The next step in the training process is the reduction of the number of variables used in the model. Genuer et al. [2010] describes the approaches of variable selection and suggests the utilization of Recursive Feature Elimination. The key element of this process is the importance of the variables presented in the previous sections. The model is fitted and the importance of all the inputs is calculated. Then, the least important feature is eliminated and the process is repeated until the specific quantity of variables is left. The Recursive Feature Elimination is used for the reduction of the input's number to decrease the chances for potential overfitting and may increase the effectiveness of the model. In this research, the number of used variables in final models is limited to 5 as derived by the Recursive Feature Elimination process every month. It means that the most important 5 variables are derived each month and such set is used to fit the model for the rest of the days in this month.

The output of the fitted models is the importance of the variables chosen in the Recursive Feature Elimination process and the calculated every time as the rolling window moves forward. The importance of the variables was saved in the form of a data frame and the results have been analyzed.

The whole process was performed using Python language in Spyder environment. The mainly used packages were “pandas,” “numpy,” and “sklearn.”

6 Results and conclusions

The results are presented in percentage form of occurrence in the final chosen 5 variables in the out-of-sample period. As the rolling window accounts for 5 years of observations and the variable selection process happens every month, it implies that there were 176 possible chances to be qualified for the best 5 variables. Figures 1–3 present 15 input variables most often chosen respectively for WIG20, DAX, and Stoxx Europe 600.

Figure 1
Figure 1

Occurrence in top 5 selected variables for WIG20 price index.

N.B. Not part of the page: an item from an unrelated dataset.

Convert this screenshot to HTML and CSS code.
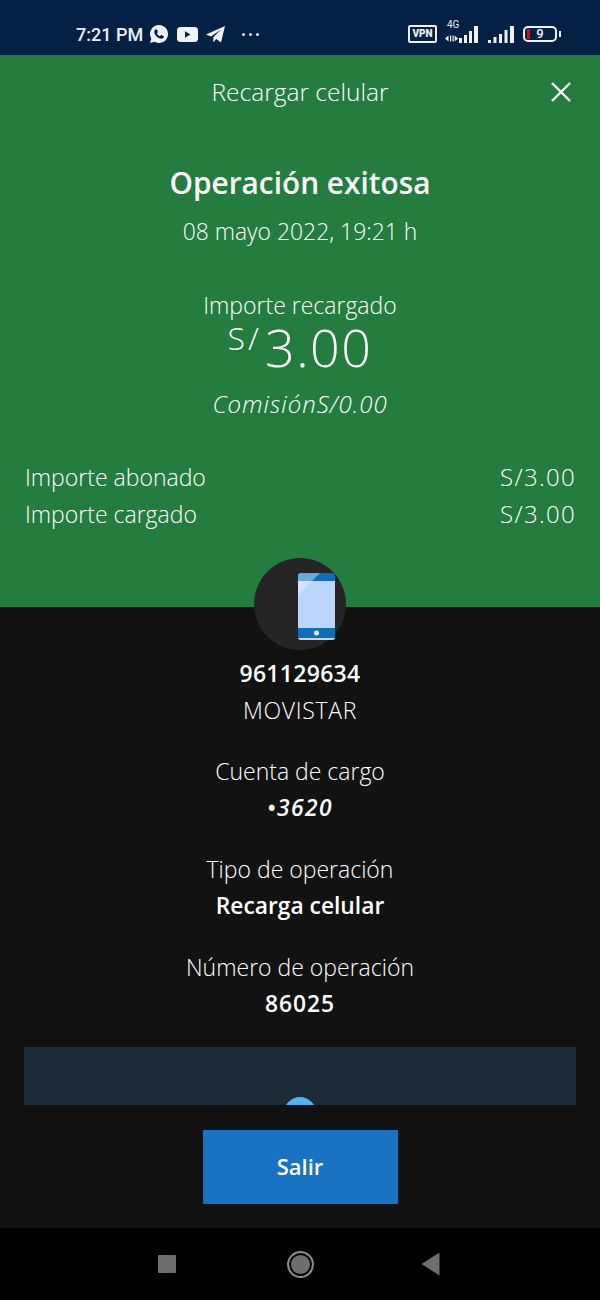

Citation: International Journal of Management and Economics 56, 3; 10.2478/ijme-2020-0017

Figure 2
Figure 2

Occurrence in top 5 selected variables for DAX price index.

Citation: International Journal of Management and Economics 56, 3; 10.2478/ijme-2020-0017

Figure 3
Figure 3

Occurrence in top 5 selected variables for Stoxx 600 price index.

Citation: International Journal of Management and Economics 56, 3; 10.2478/ijme-2020-0017

Results show that the most frequent determinant for all of the analyzed stock indices is China Prime Lending Rate that is transformed into changes and normalized by z-score. This variable refers to the weighted average interest rate quoted by three major Chinese banks on loans and directly influences the economy in China through the cost of capital. The second important conclusion from the above is the occurrence of The Conference Board Leading Economic Index, which is an American leading indicator that is expected to forecast future economic activity. Other notable variables are various bond yields and inflation rates. This kind of variables tends to describe the overall performance of the economy of a country or even the whole region, but all major economies like the US or China have a significant impact on smaller markets like Polish and German ones. These dependencies can be seen in the results however using the “black box” model in a form of Random Forest does not allow to quantify them and confirm their significance statistically.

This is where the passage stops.